Central Otago lies is the rain shadow of the Southern Alps.  The climate can be described as “semi-continental” being characterised by hot, dry summers, long settled autumns and cold dry winters with a large diurnal temperature range.  Because rainfall is low, and particularly because of the free-draining rocky soils on which the grapes are grown, the availability of water for irrigation is crucial to successful production.  Heavy frosts are common during winter and can occur any time between March and November.  At Latitude 45 degrees South, Central Otago is of similar latitude to both Oregan (USA) and to Bordeaux (France) in the Northern Hemisphere.  While the climate and soils of Central Otago present challenges to grape growers  as illustrated by the title of David Cull’s book aptly named “Vineyards on the Edge’ (2001),  they also create unique opportunities for the production of high quality wines which are increasingly sought after and equal the best in the world.

Figures in 2008 show that Central Otago has been the country’s fastest expanding wine region over the past decade with 1526 ha of producing vines and ranked as New Zealand’s fourth-largest wine-growing region.   Its vineyards are spread over a wide area.  Mount Maude vineyard in Wanaka lies 100 kilometers north of Black Ridge at Alexandra.  Another 75 km divide the most westerly plantings at Lake Hayes near Queenstown, from Alexandra in the south east.

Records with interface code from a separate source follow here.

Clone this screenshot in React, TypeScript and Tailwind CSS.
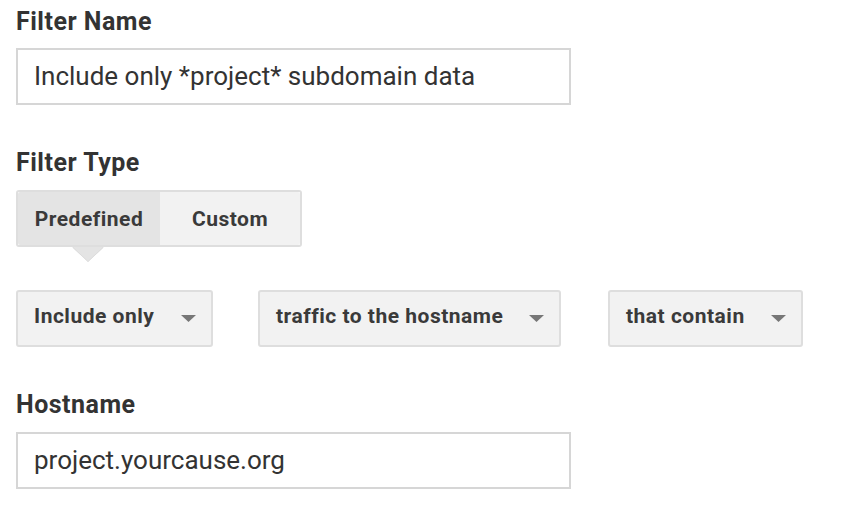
import { useState } from 'react';

const font = { fontFamily: 'Roboto, "Liberation Sans", sans-serif' };

function Label({ children, className = '' }: { children: React.ReactNode; className?: string }) {
  return (
    <div className={`h-[28px] text-[25px] leading-[28px] tracking-[0.5px] font-bold text-[#333] ${className}`}>
      {children}
    </div>
  );
}

function TextInput({ value, className = '' }: { value: string; className?: string }) {
  return (
    <div
      className={`w-[555px] h-[57px] border-2 border-[#d6d6d6] bg-white flex items-center px-[16px] text-[26px] text-[#333] ${className}`}
    >
      {value}
    </div>
  );
}

function Dropdown({ label, width }: { label: string; width: string }) {
  return (
    <button
      className={`${width} h-[57px] flex items-center justify-between pl-[16px] pr-[15px] rounded-[3px] border-2 border-[#dedede] bg-[#f2f2f2] text-[21px] tracking-[0.5px] font-bold text-[#3a3a3a]`}
    >
      <span className="-mt-[3px]">{label}</span>
      <svg width="15" height="7" viewBox="0 0 15 7" className="shrink-0">
        <path d="M0 0 H15 L7.5 7 Z" fill="#777" />
      </svg>
    </button>
  );
}

export default function App() {
  const [mode, setMode] = useState<'predefined' | 'custom'>('predefined');

  return (
    <div style={font} className="w-[846px] h-[516px] bg-white pl-[16px] pt-[8px]">
      <Label>Filter Name</Label>
      <TextInput value="Include only *project* subdomain data" className="mt-[12px]" />

      <Label className="mt-[44px]">Filter Type</Label>
      <div className="mt-[13px] relative flex w-[286px] h-[57px] rounded-[3px] border-2 border-[#dedede] text-[21px] tracking-[0.5px] font-bold text-[#3a3a3a]">
        <button
          onClick={() => setMode('predefined')}
          className={`w-[142px] h-full pt-[3px] rounded-l-[2px] ${mode === 'predefined' ? 'bg-[#e4e4e4]' : 'bg-[#f2f2f2]'}`}
        >
          Predefined
        </button>
        <button
          onClick={() => setMode('custom')}
          className={`flex-1 h-full pt-[3px] rounded-r-[2px] ${mode === 'custom' ? 'bg-[#e4e4e4]' : 'bg-[#f2f2f2]'}`}
        >
          Custom
        </button>
        {/* pointer under the active tab */}
        <svg
          width="32"
          height="16"
          viewBox="0 0 32 16"
          className={`absolute top-[55px] ${mode === 'predefined' ? 'left-[54px]' : 'left-[195px]'}`}
        >
          <path d="M0 0 L16 15 L32 0 Z" fill="#e4e4e4" />
          <path d="M1 0.5 L16 14.5 L31 0.5" fill="none" stroke="#dcdcdc" strokeWidth="1" />
        </svg>
      </div>

      <div className="mt-[43px] flex items-center">
        <Dropdown label="Include only" width="w-[197px]" />
        <div className="ml-[45px]">
          <Dropdown label="traffic to the hostname" width="w-[303px]" />
        </div>
        <div className="ml-[47px]">
          <Dropdown label="that contain" width="w-[195px]" />
        </div>
      </div>

      <Label className="mt-[44px]">Hostname</Label>
      <TextInput value="project.yourcause.org" className="mt-[13px]" />
    </div>
  );
}
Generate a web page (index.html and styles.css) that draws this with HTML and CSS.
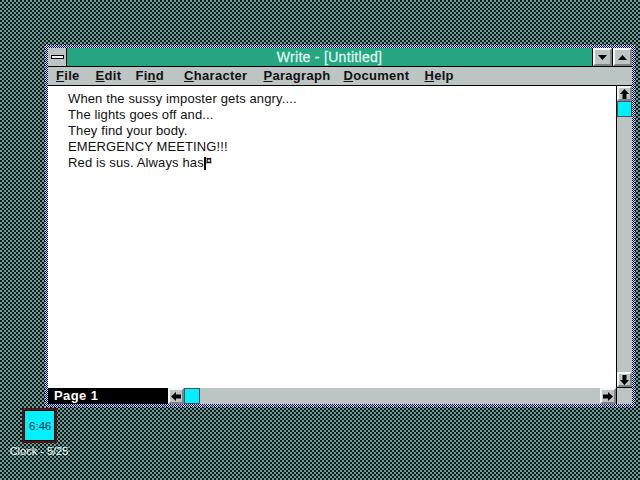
FILE: index.html
```html
<!DOCTYPE html>
<html lang="en">
<head>
<meta charset="utf-8">
<title>Write - [Untitled]</title>
<link rel="stylesheet" href="styles.css">
</head>
<body>
<div class="desktop">
  <section class="window">
    <div class="titlebar">
      <div class="sysbtn"><span class="sysbar"></span></div>
      <div class="title">Write - [Untitled]</div>
      <div class="capbtn"><svg width="9" height="5" viewBox="0 0 9 5"><path d="M0 0h9L4.5 5z"/></svg></div>
      <div class="capbtn"><svg width="9" height="5" viewBox="0 0 9 5"><path d="M0 5h9L4.5 0z"/></svg></div>
    </div>
    <nav class="menubar">
      <span class="mi m1"><u>F</u>ile</span>
      <span class="mi m2"><u>E</u>dit</span>
      <span class="mi m3">Fi<u>n</u>d</span>
      <span class="mi m4"><u>C</u>haracter</span>
      <span class="mi m5"><u>P</u>aragraph</span>
      <span class="mi m6"><u>D</u>ocument</span>
      <span class="mi m7"><u>H</u>elp</span>
    </nav>
    <div class="body">
      <div class="doc">
        <p>When the sussy imposter gets angry....</p>
        <p>The lights goes off and...</p>
        <p>They find your body.</p>
        <p>EMERGENCY MEETING!!!</p>
        <p>Red is sus. Always has<span class="caret"></span><span class="mark">¤</span></p>
      </div>
      <div class="vscroll">
        <div class="arrow"><svg width="9" height="10" viewBox="0 0 9 10"><path d="M4.5 0L9 5H6.5v5h-4V5H0z"/></svg></div>
        <div class="thumb vthumb"></div>
        <div class="track"></div>
        <div class="arrow"><svg width="9" height="10" viewBox="0 0 9 10"><path d="M4.5 10L9 5H6.5V0h-4v5H0z"/></svg></div>
      </div>
    </div>
    <div class="statusrow">
      <div class="page">Page 1</div>
      <div class="hscroll">
        <div class="arrow harrow"><svg width="10" height="9" viewBox="0 0 10 9"><path d="M0 4.5L5 0v2.5h5v4H5V9z"/></svg></div>
        <div class="thumb hthumb"></div>
        <div class="track"></div>
        <div class="arrow harrow"><svg width="10" height="9" viewBox="0 0 10 9"><path d="M10 4.5L5 0v2.5H0v4h5V9z"/></svg></div>
      </div>
      <div class="corner"></div>
    </div>
  </section>
  <div class="icon">
    <div class="clock">6:46</div>
    <div class="iconlabel">Clock - 5/25</div>
  </div>
</div>
</body>
</html>
```
FILE: styles.css
```css
* { box-sizing: border-box; }
html, body { margin: 0; padding: 0; }
.desktop {
  position: relative;
  width: 640px;
  height: 480px;
  overflow: hidden;
  background-color: #0c1c1c;
  background-image: conic-gradient(#6f9a94 25%, #0c1c1c 0 50%, #6f9a94 0 75%, #0c1c1c 0);
  background-size: 4px 4px;
  font-family: "Liberation Sans", Arial, sans-serif;
}
.window {
  position: absolute;
  left: 45px;
  top: 45px;
  width: 590px;
  height: 362px;
  display: flex;
  flex-direction: column;
  padding: 3px;
  background-color: #000080;
  background-image: conic-gradient(#d8deee 25%, #000060 0 50%, #d8deee 0 75%, #000060 0);
  background-size: 2px 2px;
}
.titlebar {
  display: flex;
  height: 19px;
  flex: none;
  background: #26a583;
  border-bottom: 1px solid #000;
}
.sysbtn {
  width: 19px;
  background: #bcc4c4;
  border-right: 1px solid #000;
  display: flex;
  align-items: center;
  justify-content: center;
}
.sysbar {
  width: 13px;
  height: 4px;
  background: #fff;
  border: 1px solid #000;
}
.title {
  flex: 1;
  text-align: center;
  color: #dff5ee;
  font-size: 14px;
  letter-spacing: 0.3px;
  line-height: 18px;
  -webkit-text-stroke: 0.3px #dff5ee;
}
.capbtn {
  width: 19px;
  margin-left: 1px;
  background: #bcc4c4;
  border: 2px solid;
  border-color: #f4f6f6 #7e8484 #7e8484 #f4f6f6;
  box-shadow: -1px 0 0 #000;
  display: flex;
  align-items: center;
  justify-content: center;
}
.menubar {
  height: 19px;
  flex: none;
  background: #bcc4c4;
  border-bottom: 1px solid #000;
  display: flex;
  align-items: center;
  font-size: 13px;
  letter-spacing: 0.3px;
  font-weight: 700;
  color: #111;
  padding: 0 0 1px 8px;
}
.mi { white-space: nowrap; }
.m1 { margin-right: 16px; }
.m2 { margin-right: 14px; }
.m3 { margin-right: 20px; }
.m4 { margin-right: 16px; }
.m5 { margin-right: 13px; }
.m6 { margin-right: 15px; }
.body {
  flex: 1;
  display: flex;
  min-height: 0;
}
.doc {
  flex: 1;
  background: #fff;
  padding: 5px 0 0 20px;
  font-size: 13px;
  letter-spacing: 0.13px;
  color: #111;
}
.doc p {
  margin: 0;
  height: 16px;
  line-height: 16px;
  white-space: nowrap;
}
.caret {
  display: inline-block;
  width: 2px;
  height: 13px;
  background: #000;
  vertical-align: -3px;
}
.mark {
  font-size: 11px;
  line-height: 10px;
  vertical-align: 3px;
  font-weight: 700;
}
.vscroll {
  width: 16px;
  flex: none;
  display: flex;
  flex-direction: column;
  background: #bcc4c4;
  border-left: 1px solid #000;
  border-bottom: 1px solid #000;
}
.arrow {
  flex: none;
  height: 15px;
  background: #bcc4c4;
  border: 2px solid;
  border-color: #f4f6f6 #7e8484 #7e8484 #f4f6f6;
  display: flex;
  align-items: center;
  justify-content: center;
}
.track { flex: 1; }
.thumb { background: #00f0fc; flex: none; border: 1px solid #44556a; }
.vthumb { height: 16px; }
.statusrow {
  display: flex;
  height: 16px;
  flex: none;
  background: #bcc4c4;
}
.page {
  width: 120px;
  background: #000;
  color: #fff;
  font-size: 13px;
  font-weight: 700;
  line-height: 15px;
  padding-left: 6px;
  letter-spacing: 0.4px;
}
.hscroll { flex: 1; display: flex; }
.harrow { width: 16px; height: auto; }
.hthumb { width: 16px; }
.corner { width: 16px; flex: none; border-left: 1px solid #000; }
.icon {
  position: absolute;
  left: 0;
  top: 408px;
  width: 78px;
  display: flex;
  flex-direction: column;
  align-items: center;
}
.clock {
  width: 35px;
  height: 35px;
  background: #00f0fc;
  border: 2px solid #4a1616;
  box-shadow: inset 0 0 0 1px #200808;
  color: #0a3040;
  font-size: 11.5px;
  line-height: 32px;
  text-align: right;
  padding-right: 3px;
}
.iconlabel {
  margin-top: 1px;
  color: #f0f6f4;
  font-size: 11px;
  line-height: 14px;
  white-space: nowrap;
}
```
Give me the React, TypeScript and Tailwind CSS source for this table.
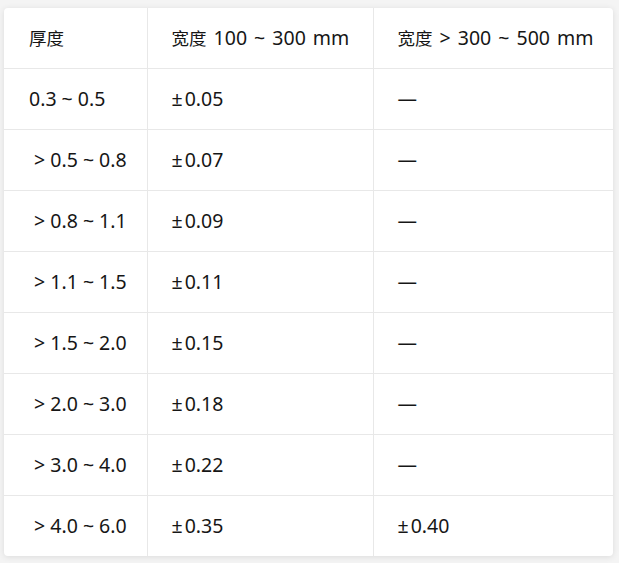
import React from "react";

const rows: [string, string, string][] = [
  ["0.3 ~ 0.5", "0.05", ""],
  [" > 0.5 ~ 0.8", "0.07", ""],
  [" > 0.8 ~ 1.1", "0.09", ""],
  [" > 1.1 ~ 1.5", "0.11", ""],
  [" > 1.5 ~ 2.0", "0.15", ""],
  [" > 2.0 ~ 3.0", "0.18", ""],
  [" > 3.0 ~ 4.0", "0.22", ""],
  [" > 4.0 ~ 6.0", "0.35", "0.40"],
];

const Cjk = ({ children }: { children: React.ReactNode }) => (
  <span className="text-[17.5px]">{children}</span>
);

const PM = ({ v }: { v: string }) => (
  <>
    <span className="mr-[2px]">±</span>
    {v}
  </>
);

export default function App() {
  return (
    <div
      className="min-h-[563px] w-[619px] bg-[#f4f4f4] pl-[4px] pt-[8px]"
      style={{ fontFamily: '"Noto Sans", "Noto Sans CJK SC", sans-serif' }}
    >
      <div className="w-[609px] overflow-hidden rounded-[4px] bg-white shadow-[0_1px_6px_rgba(0,0,0,0.10)]">
        <table className="w-[609px] table-fixed border-collapse text-[19.5px] text-[#161616]">
          <colgroup>
            <col className="w-[143px]" />
            <col className="w-[226px]" />
            <col className="w-[240px]" />
          </colgroup>
          <thead>
            <tr className="h-[60px] border-b border-[#e8e8e8]">
              <th className="pl-[25px] text-left font-normal">
                <Cjk>厚度</Cjk>
              </th>
              <th className="border-l border-[#e8e8e8] pl-[24px] text-left font-normal [word-spacing:2px]">
                <Cjk>宽度</Cjk> 100 ~ 300 mm
              </th>
              <th className="border-l border-[#e8e8e8] pl-[24px] text-left font-normal [word-spacing:2px]">
                <Cjk>宽度</Cjk> &gt; 300 ~ 500 mm
              </th>
            </tr>
          </thead>
          <tbody>
            {rows.map((r, i) => (
              <tr
                key={i}
                className={i < rows.length - 1 ? "h-[61px] border-b border-[#e8e8e8]" : "h-[61px]"}
              >
                <td className="whitespace-pre pl-[25px]">{r[0]}</td>
                <td className="border-l border-[#e8e8e8] pl-[24px]">
                  <PM v={r[1]} />
                </td>
                <td className="border-l border-[#e8e8e8] pl-[24px]">
                  {r[2] ? <PM v={r[2]} /> : "—"}
                </td>
              </tr>
            ))}
          </tbody>
        </table>
      </div>
    </div>
  );
}
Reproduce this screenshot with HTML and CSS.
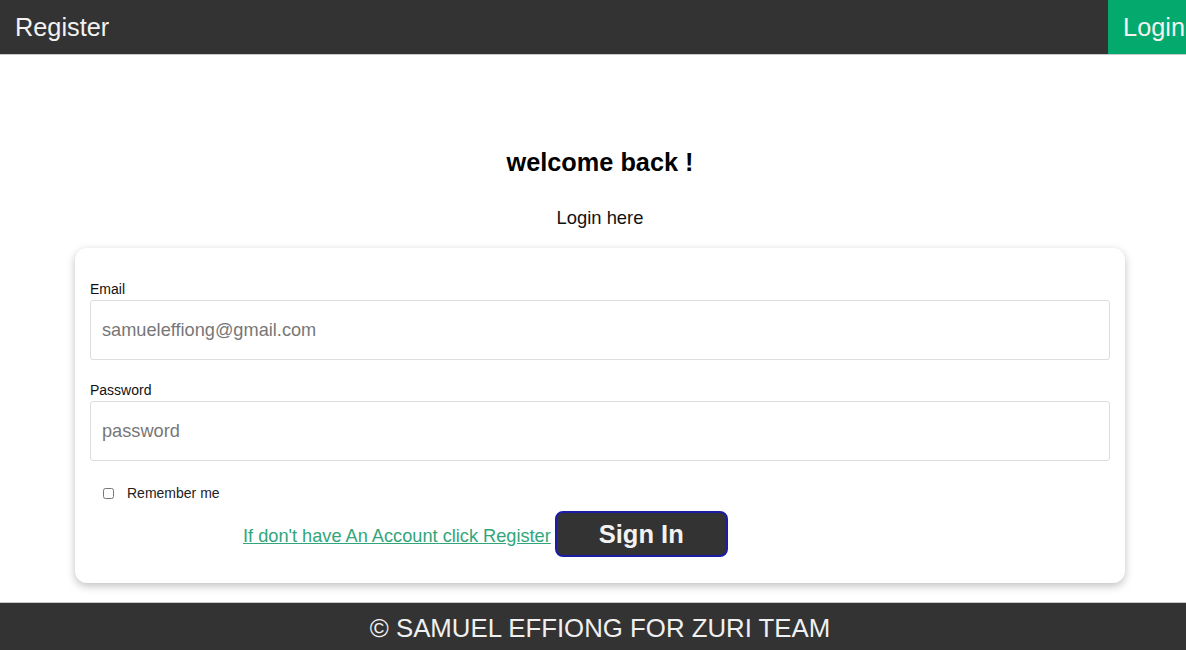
FILE: index.html
```html
<!DOCTYPE html>
<html lang="en">
<head>
<meta charset="utf-8">
<title>Login</title>
<link rel="stylesheet" href="styles.css">
</head>
<body>
<div class="page">
  <nav class="topnav">
    <a class="nav-link" href="#">Register</a>
    <a class="nav-link active" href="#">Login</a>
  </nav>
  <main class="main">
    <h2 class="title">welcome back !</h2>
    <p class="subtitle">Login here</p>
    <form class="card">
      <label class="label" for="email">Email</label>
      <input class="field" id="email" type="email" placeholder="samueleffiong@gmail.com">
      <label class="label label-pw" for="pw">Password</label>
      <input class="field" id="pw" type="password" placeholder="password">
      <div class="remember">
        <input class="check" type="checkbox" id="rem">
        <label for="rem" class="remember-text">Remember me</label>
      </div>
      <div class="actions">
        <a class="reg-link" href="#">If don't have An Account click Register</a>
        <button class="btn" type="button">Sign In</button>
      </div>
    </form>
  </main>
  <footer class="footer">© SAMUEL EFFIONG FOR ZURI TEAM</footer>
</div>
</body>
</html>
```
FILE: styles.css
```css
html, body {
  margin: 0;
  padding: 0;
  overflow: hidden;
  background: #fff;
}
body {
  font-family: "Liberation Sans", Arial, sans-serif;
}
.page {
  width: 1200px;
  height: 650px;
  display: flex;
  flex-direction: column;
}
.topnav {
  height: 55px;
  background: #333;
  display: flex;
  justify-content: space-between;
  border-bottom: 1px solid #c8c8c8;
  box-sizing: border-box;
}
.nav-link {
  color: #f2f2f2;
  text-decoration: none;
  font-size: 25.3px;
  padding: 0 16px 0 15px;
  display: flex;
  align-items: center;
  height: 54px;
}
.nav-link.active {
  background: #04AA6D;
  padding: 0 15px 0 15px;
}
.main {
  flex: 1;
  display: flex;
  flex-direction: column;
  align-items: center;
}
.title {
  font-size: 25.3px;
  font-weight: bold;
  margin: 93px 0 0;
  line-height: 28px;
  color: #000;
}
.subtitle {
  font-size: 18.4px;
  margin: 31px 0 0;
  line-height: 22px;
  color: #111;
}
.card {
  margin-top: 19px;
  width: 1050px;
  box-sizing: border-box;
  background: #fff;
  border-radius: 12px;
  box-shadow: 0 3px 8px rgba(0,0,0,0.25);
  padding: 33px 15px 26px;
  display: flex;
  flex-direction: column;
}
.label {
  font-size: 14px;
  color: #111;
  line-height: 16px;
  margin-bottom: 3px;
}
.label-pw {
  margin-top: 22px;
}
.field {
  height: 60px;
  box-sizing: border-box;
  border: 1px solid #ddd;
  border-radius: 3px;
  padding: 0 11px;
  font-size: 18.2px;
  font-family: "Liberation Sans", Arial, sans-serif;
  color: #333;
}
.field::placeholder {
  color: #777;
}
.remember {
  display: flex;
  align-items: center;
  margin-top: 24px;
  padding-left: 13px;
}
.check {
  width: 11px;
  height: 11px;
  margin: 0 13px 0 0;
}
.remember-text {
  font-size: 14px;
  color: #222;
}
.actions {
  display: flex;
  align-items: center;
  padding-left: 153px;
  margin-top: 10px;
}
.reg-link {
  color: #32a67a;
  font-size: 18.2px;
  text-decoration: underline;
  margin-top: 4px;
  margin-right: 4px;
}
.btn {
  width: 173px;
  height: 46px;
  background: #333;
  color: #f2f2f2;
  border: 2px solid #1c1ca8;
  border-radius: 8px;
  font-family: "Liberation Sans", Arial, sans-serif;
  font-size: 25.5px;
  font-weight: bold;
  cursor: pointer;
}
.footer {
  height: 48px;
  background: #333;
  color: #f0f0f0;
  border-top: 1px solid #c8c8c8;
  box-sizing: border-box;
  display: flex;
  align-items: center;
  justify-content: center;
  padding-top: 3px;
  font-size: 25.8px;
}
```
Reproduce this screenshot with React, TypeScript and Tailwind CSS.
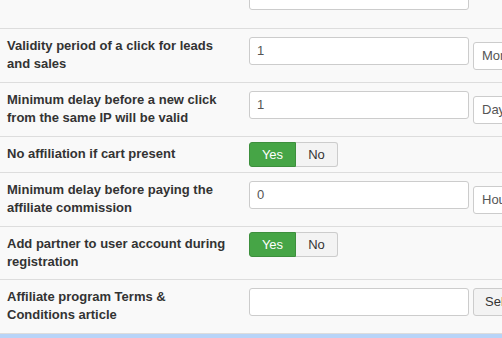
import React from "react";

type Row =
  | { kind: "unit"; label: string; value: string; unit: string }
  | { kind: "toggle"; label: string; yes: boolean; tight?: boolean }
  | { kind: "article"; label: string };

const rows: Row[] = [
  { kind: "unit", label: "Validity period of a click for leads and sales", value: "1", unit: "Month" },
  { kind: "unit", label: "Minimum delay before a new click from the same IP will be valid", value: "1", unit: "Day" },
  { kind: "toggle", label: "No affiliation if cart present", yes: true },
  { kind: "unit", label: "Minimum delay before paying the affiliate commission", value: "0", unit: "Hour" },
  { kind: "toggle", label: "Add partner to user account during registration", yes: true, tight: true },
  { kind: "article", label: "Affiliate program Terms & Conditions article" },
];

const font = { fontFamily: '"Liberation Sans", Arial, sans-serif' };

function TextBox({ value }: { value: string }) {
  return (
    <div className="w-[220px] h-[28px] shrink-0 flex items-center px-[7px] bg-white border border-[#cccccc] rounded-[3px] text-[13px] text-[#555555]">
      {value}
    </div>
  );
}

function Toggle({ yes }: { yes: boolean }) {
  return (
    <div className="-mt-[3px] -mb-[4px] flex h-[25px] text-[13px]">
      <div
        className={
          yes
            ? "w-[47px] flex items-center justify-center rounded-l-[3px] bg-[#46a546] border border-[#3d8f3d] text-white"
            : "w-[47px] flex items-center justify-center rounded-l-[3px] bg-[#f3f3f3] border border-[#cccccc] text-[#333333]"
        }
      >
        Yes
      </div>
      <div className="w-[42px] flex items-center justify-center rounded-r-[3px] bg-[#f3f3f3] border border-l-0 border-[#cccccc] text-[#333333]">
        No
      </div>
    </div>
  );
}

function FormRow({ row }: { row: Row }) {
  const tight = row.kind === "toggle" && row.tight;
  return (
    <div className={tight ? "flex border-t border-[#dddddd] pt-2 pb-[8px]" : "flex border-t border-[#dddddd] pt-2 pb-[9px]"}>
      <div className="w-[249px] shrink-0 pl-[7px] pr-3 text-[13px] leading-[18px] font-bold text-[#333333]">
        {row.label}
      </div>
      <div className="flex items-start gap-[4px] whitespace-nowrap">
        {row.kind === "unit" && (
          <>
            <TextBox value={row.value} />
            <div className="mt-[5px] w-[90px] h-[28px] shrink-0 flex items-center px-[8px] bg-white border border-[#cccccc] rounded-[3px] text-[13px] text-[#555555]">
              {row.unit}
            </div>
          </>
        )}
        {row.kind === "toggle" && <Toggle yes={row.yes} />}
        {row.kind === "article" && (
          <>
            <TextBox value="" />
            <div className="w-[70px] h-[28px] shrink-0 flex items-center px-[11px] bg-[#f3f3f3] border border-[#cccccc] rounded-[3px] text-[13px] text-[#333333]">
              Select
            </div>
          </>
        )}
      </div>
    </div>
  );
}

export default function App() {
  return (
    <div className="w-[502px] h-[338px] overflow-hidden bg-[#f9f9f9]" style={font}>
      {/* tail of the previous setting */}
      <div className="flex pb-[18px]">
        <div className="w-[249px] shrink-0" />
        <div className="-mt-[18px]">
          <TextBox value="1" />
        </div>
      </div>

      {rows.map((r, i) => (
        <FormRow key={i} row={r} />
      ))}

      <div className="h-[6px] border-t border-[#dddddd] bg-[#b8d4f8]" />
    </div>
  );
}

The area of Central Otago which Serendipity Vineyard is located in is Cromwell basin which is bounded by the Kawarau River, Lake Dunstan and Pisa Mountain ranges and over two thirds of the regions plantings are clustered here.

The combination of climate, terroir and determined winemaking have been a winning recipe for Pinot Noir especially and more than 80% of the region is now planted in Pinot Noir Grapes which produce elegant wines with great aging potential.  The rest is in white varieties especially Pinot Gris, Riesling and Chardonnay.